== ROWS ==
*-*-*

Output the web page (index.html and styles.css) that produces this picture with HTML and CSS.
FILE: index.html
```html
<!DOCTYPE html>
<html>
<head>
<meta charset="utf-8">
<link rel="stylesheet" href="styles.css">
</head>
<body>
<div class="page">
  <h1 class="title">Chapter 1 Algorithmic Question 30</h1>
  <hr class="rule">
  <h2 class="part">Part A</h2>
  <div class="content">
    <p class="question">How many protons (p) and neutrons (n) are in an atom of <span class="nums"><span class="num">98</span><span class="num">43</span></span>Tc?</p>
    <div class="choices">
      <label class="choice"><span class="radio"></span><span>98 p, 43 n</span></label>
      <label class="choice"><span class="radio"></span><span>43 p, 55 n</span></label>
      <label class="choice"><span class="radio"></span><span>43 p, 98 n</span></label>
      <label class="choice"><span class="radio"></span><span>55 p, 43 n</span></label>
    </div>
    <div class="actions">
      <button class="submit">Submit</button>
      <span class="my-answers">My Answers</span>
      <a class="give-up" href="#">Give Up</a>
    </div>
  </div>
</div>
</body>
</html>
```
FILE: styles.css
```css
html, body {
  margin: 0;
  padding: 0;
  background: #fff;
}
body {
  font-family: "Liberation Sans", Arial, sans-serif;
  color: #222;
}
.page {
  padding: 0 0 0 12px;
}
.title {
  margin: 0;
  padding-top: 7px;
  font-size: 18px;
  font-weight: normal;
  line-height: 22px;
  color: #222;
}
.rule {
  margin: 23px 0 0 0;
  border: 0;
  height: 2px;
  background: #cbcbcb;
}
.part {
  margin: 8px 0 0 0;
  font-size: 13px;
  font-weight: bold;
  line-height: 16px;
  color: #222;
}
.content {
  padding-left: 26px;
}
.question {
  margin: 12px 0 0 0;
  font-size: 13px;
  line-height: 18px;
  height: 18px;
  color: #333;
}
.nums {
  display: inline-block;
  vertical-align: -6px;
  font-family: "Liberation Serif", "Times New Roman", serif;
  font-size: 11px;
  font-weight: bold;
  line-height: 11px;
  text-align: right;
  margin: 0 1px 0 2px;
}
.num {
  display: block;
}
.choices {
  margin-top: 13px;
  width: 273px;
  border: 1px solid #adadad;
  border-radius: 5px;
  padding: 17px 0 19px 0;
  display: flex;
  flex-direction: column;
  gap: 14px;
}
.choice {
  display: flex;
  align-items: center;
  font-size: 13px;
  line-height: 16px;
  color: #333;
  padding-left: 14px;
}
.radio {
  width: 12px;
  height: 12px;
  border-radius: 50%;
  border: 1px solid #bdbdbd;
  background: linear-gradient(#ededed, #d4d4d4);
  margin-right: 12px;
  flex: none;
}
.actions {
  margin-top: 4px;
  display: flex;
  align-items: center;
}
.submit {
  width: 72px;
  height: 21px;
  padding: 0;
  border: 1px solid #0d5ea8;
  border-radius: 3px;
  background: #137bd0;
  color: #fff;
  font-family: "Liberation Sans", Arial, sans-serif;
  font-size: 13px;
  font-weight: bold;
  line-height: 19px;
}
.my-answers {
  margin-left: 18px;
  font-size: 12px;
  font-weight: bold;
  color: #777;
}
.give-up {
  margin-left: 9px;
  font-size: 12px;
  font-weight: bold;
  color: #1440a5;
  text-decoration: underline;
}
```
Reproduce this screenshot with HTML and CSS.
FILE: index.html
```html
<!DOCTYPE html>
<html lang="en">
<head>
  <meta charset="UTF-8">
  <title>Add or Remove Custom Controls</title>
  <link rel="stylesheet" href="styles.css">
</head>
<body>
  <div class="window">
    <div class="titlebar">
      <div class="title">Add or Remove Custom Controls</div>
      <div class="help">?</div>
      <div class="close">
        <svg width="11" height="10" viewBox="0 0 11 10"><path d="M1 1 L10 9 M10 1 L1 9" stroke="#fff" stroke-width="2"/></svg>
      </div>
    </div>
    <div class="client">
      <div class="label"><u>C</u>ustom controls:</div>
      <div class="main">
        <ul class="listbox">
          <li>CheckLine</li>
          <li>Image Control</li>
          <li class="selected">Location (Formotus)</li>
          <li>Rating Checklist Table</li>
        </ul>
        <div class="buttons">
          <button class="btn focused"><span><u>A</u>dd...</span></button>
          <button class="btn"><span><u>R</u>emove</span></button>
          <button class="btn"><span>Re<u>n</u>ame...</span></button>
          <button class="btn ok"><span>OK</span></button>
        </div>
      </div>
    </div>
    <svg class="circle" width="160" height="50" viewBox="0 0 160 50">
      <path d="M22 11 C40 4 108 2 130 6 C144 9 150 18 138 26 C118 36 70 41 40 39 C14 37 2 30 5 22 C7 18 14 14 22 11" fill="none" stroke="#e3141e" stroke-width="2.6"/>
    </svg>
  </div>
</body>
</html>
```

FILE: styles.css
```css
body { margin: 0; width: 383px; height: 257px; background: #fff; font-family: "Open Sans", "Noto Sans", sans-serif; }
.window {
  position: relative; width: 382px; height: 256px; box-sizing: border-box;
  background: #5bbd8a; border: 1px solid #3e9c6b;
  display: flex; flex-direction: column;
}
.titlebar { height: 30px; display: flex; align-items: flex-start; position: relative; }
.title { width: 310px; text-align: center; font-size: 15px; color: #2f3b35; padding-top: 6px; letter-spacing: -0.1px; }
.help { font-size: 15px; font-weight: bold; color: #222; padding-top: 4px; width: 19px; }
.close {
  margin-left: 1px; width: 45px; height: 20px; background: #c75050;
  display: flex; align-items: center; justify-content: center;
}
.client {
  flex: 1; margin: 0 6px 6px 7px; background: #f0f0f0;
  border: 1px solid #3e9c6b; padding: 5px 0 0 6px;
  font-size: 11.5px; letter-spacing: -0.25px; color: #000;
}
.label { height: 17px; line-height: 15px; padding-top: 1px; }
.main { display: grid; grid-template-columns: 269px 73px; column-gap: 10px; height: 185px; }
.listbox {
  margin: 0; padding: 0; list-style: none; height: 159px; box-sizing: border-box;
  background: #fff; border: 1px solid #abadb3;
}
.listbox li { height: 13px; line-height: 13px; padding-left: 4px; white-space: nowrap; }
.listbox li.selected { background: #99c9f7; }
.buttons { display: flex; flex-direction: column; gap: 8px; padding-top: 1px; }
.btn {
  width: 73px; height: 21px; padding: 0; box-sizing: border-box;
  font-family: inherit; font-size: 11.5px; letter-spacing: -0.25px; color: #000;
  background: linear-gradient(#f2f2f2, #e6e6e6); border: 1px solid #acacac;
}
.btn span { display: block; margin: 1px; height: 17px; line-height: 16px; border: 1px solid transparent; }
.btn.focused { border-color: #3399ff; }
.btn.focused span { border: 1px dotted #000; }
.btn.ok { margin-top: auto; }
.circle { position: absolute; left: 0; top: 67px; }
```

*-*-*

== EXERCISE GOAL ==
Every line of the material must be returned exactly as it appears.

== OUTPUT OF THE TASK ==
Output the web page (index.html and styles.css) that produces this picture with HTML and CSS.
FILE: index.html
```html
<!DOCTYPE html>
<html>
<head>
<meta charset="utf-8">
<link rel="stylesheet" href="styles.css">
</head>
<body>
<div class="page">
  <h1 class="title">Chapter 1 Algorithmic Question 30</h1>
  <hr class="rule">
  <h2 class="part">Part A</h2>
  <div class="content">
    <p class="question">How many protons (p) and neutrons (n) are in an atom of <span class="nums"><span class="num">98</span><span class="num">43</span></span>Tc?</p>
    <div class="choices">
      <label class="choice"><span class="radio"></span><span>98 p, 43 n</span></label>
      <label class="choice"><span class="radio"></span><span>43 p, 55 n</span></label>
      <label class="choice"><span class="radio"></span><span>43 p, 98 n</span></label>
      <label class="choice"><span class="radio"></span><span>55 p, 43 n</span></label>
    </div>
    <div class="actions">
      <button class="submit">Submit</button>
      <span class="my-answers">My Answers</span>
      <a class="give-up" href="#">Give Up</a>
    </div>
  </div>
</div>
</body>
</html>
```
FILE: styles.css
```css
html, body {
  margin: 0;
  padding: 0;
  background: #fff;
}
body {
  font-family: "Liberation Sans", Arial, sans-serif;
  color: #222;
}
.page {
  padding: 0 0 0 12px;
}
.title {
  margin: 0;
  padding-top: 7px;
  font-size: 18px;
  font-weight: normal;
  line-height: 22px;
  color: #222;
}
.rule {
  margin: 23px 0 0 0;
  border: 0;
  height: 2px;
  background: #cbcbcb;
}
.part {
  margin: 8px 0 0 0;
  font-size: 13px;
  font-weight: bold;
  line-height: 16px;
  color: #222;
}
.content {
  padding-left: 26px;
}
.question {
  margin: 12px 0 0 0;
  font-size: 13px;
  line-height: 18px;
  height: 18px;
  color: #333;
}
.nums {
  display: inline-block;
  vertical-align: -6px;
  font-family: "Liberation Serif", "Times New Roman", serif;
  font-size: 11px;
  font-weight: bold;
  line-height: 11px;
  text-align: right;
  margin: 0 1px 0 2px;
}
.num {
  display: block;
}
.choices {
  margin-top: 13px;
  width: 273px;
  border: 1px solid #adadad;
  border-radius: 5px;
  padding: 17px 0 19px 0;
  display: flex;
  flex-direction: column;
  gap: 14px;
}
.choice {
  display: flex;
  align-items: center;
  font-size: 13px;
  line-height: 16px;
  color: #333;
  padding-left: 14px;
}
.radio {
  width: 12px;
  height: 12px;
  border-radius: 50%;
  border: 1px solid #bdbdbd;
  background: linear-gradient(#ededed, #d4d4d4);
  margin-right: 12px;
  flex: none;
}
.actions {
  margin-top: 4px;
  display: flex;
  align-items: center;
}
.submit {
  width: 72px;
  height: 21px;
  padding: 0;
  border: 1px solid #0d5ea8;
  border-radius: 3px;
  background: #137bd0;
  color: #fff;
  font-family: "Liberation Sans", Arial, sans-serif;
  font-size: 13px;
  font-weight: bold;
  line-height: 19px;
}
.my-answers {
  margin-left: 18px;
  font-size: 12px;
  font-weight: bold;
  color: #777;
}
.give-up {
  margin-left: 9px;
  font-size: 12px;
  font-weight: bold;
  color: #1440a5;
  text-decoration: underline;
}
```
Reproduce this screenshot with HTML and CSS.
FILE: index.html
```html
<!DOCTYPE html>
<html lang="en">
<head>
  <meta charset="UTF-8">
  <title>Add or Remove Custom Controls</title>
  <link rel="stylesheet" href="styles.css">
</head>
<body>
  <div class="window">
    <div class="titlebar">
      <div class="title">Add or Remove Custom Controls</div>
      <div class="help">?</div>
      <div class="close">
        <svg width="11" height="10" viewBox="0 0 11 10"><path d="M1 1 L10 9 M10 1 L1 9" stroke="#fff" stroke-width="2"/></svg>
      </div>
    </div>
    <div class="client">
      <div class="label"><u>C</u>ustom controls:</div>
      <div class="main">
        <ul class="listbox">
          <li>CheckLine</li>
          <li>Image Control</li>
          <li class="selected">Location (Formotus)</li>
          <li>Rating Checklist Table</li>
        </ul>
        <div class="buttons">
          <button class="btn focused"><span><u>A</u>dd...</span></button>
          <button class="btn"><span><u>R</u>emove</span></button>
          <button class="btn"><span>Re<u>n</u>ame...</span></button>
          <button class="btn ok"><span>OK</span></button>
        </div>
      </div>
    </div>
    <svg class="circle" width="160" height="50" viewBox="0 0 160 50">
      <path d="M22 11 C40 4 108 2 130 6 C144 9 150 18 138 26 C118 36 70 41 40 39 C14 37 2 30 5 22 C7 18 14 14 22 11" fill="none" stroke="#e3141e" stroke-width="2.6"/>
    </svg>
  </div>
</body>
</html>
```

FILE: styles.css
```css
body { margin: 0; width: 383px; height: 257px; background: #fff; font-family: "Open Sans", "Noto Sans", sans-serif; }
.window {
  position: relative; width: 382px; height: 256px; box-sizing: border-box;
  background: #5bbd8a; border: 1px solid #3e9c6b;
  display: flex; flex-direction: column;
}
.titlebar { height: 30px; display: flex; align-items: flex-start; position: relative; }
.title { width: 310px; text-align: center; font-size: 15px; color: #2f3b35; padding-top: 6px; letter-spacing: -0.1px; }
.help { font-size: 15px; font-weight: bold; color: #222; padding-top: 4px; width: 19px; }
.close {
  margin-left: 1px; width: 45px; height: 20px; background: #c75050;
  display: flex; align-items: center; justify-content: center;
}
.client {
  flex: 1; margin: 0 6px 6px 7px; background: #f0f0f0;
  border: 1px solid #3e9c6b; padding: 5px 0 0 6px;
  font-size: 11.5px; letter-spacing: -0.25px; color: #000;
}
.label { height: 17px; line-height: 15px; padding-top: 1px; }
.main { display: grid; grid-template-columns: 269px 73px; column-gap: 10px; height: 185px; }
.listbox {
  margin: 0; padding: 0; list-style: none; height: 159px; box-sizing: border-box;
  background: #fff; border: 1px solid #abadb3;
}
.listbox li { height: 13px; line-height: 13px; padding-left: 4px; white-space: nowrap; }
.listbox li.selected { background: #99c9f7; }
.buttons { display: flex; flex-direction: column; gap: 8px; padding-top: 1px; }
.btn {
  width: 73px; height: 21px; padding: 0; box-sizing: border-box;
  font-family: inherit; font-size: 11.5px; letter-spacing: -0.25px; color: #000;
  background: linear-gradient(#f2f2f2, #e6e6e6); border: 1px solid #acacac;
}
.btn span { display: block; margin: 1px; height: 17px; line-height: 16px; border: 1px solid transparent; }
.btn.focused { border-color: #3399ff; }
.btn.focused span { border: 1px dotted #000; }
.btn.ok { margin-top: auto; }
.circle { position: absolute; left: 0; top: 67px; }
```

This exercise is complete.